::: SUPPLIED DATA

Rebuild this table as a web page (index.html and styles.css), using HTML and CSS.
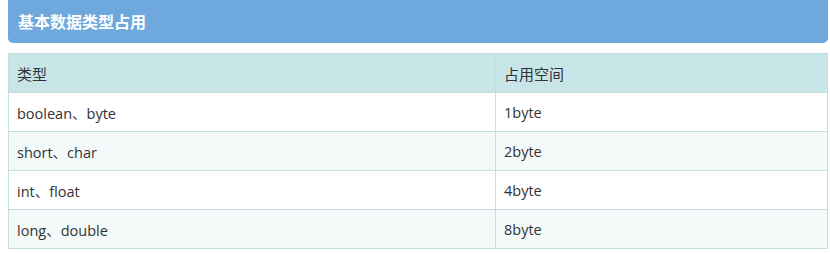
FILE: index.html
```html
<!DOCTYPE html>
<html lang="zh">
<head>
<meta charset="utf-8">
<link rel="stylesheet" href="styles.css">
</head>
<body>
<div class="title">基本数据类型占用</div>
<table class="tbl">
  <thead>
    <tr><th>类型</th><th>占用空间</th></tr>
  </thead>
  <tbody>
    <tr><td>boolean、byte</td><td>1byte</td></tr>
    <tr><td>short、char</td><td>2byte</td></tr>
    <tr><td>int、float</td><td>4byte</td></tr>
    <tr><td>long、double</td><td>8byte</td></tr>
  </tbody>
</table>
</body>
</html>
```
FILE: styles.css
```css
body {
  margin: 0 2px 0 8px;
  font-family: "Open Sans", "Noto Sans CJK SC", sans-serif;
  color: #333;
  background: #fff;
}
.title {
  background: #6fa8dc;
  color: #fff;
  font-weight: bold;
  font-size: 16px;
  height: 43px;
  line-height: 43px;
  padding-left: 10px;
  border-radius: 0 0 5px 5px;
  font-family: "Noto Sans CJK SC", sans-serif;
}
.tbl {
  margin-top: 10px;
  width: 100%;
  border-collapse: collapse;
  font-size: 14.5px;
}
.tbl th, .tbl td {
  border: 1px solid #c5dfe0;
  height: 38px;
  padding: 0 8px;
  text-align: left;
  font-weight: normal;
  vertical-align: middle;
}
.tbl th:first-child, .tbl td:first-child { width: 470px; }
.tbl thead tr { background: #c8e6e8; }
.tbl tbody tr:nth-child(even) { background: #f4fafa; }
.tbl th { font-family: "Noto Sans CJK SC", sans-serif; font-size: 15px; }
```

::::::
::: SUPPLIED DATA

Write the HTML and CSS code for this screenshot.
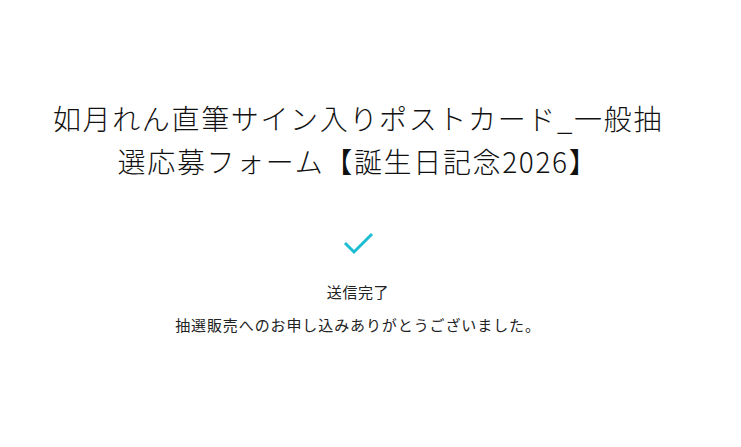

::::::

- _WHAT IS ASKED_
Copy out each line of the data containing the string "index".

- _RESULT BELOW_
Rebuild this table as a web page (index.html and styles.css), using HTML and CSS.
FILE: index.html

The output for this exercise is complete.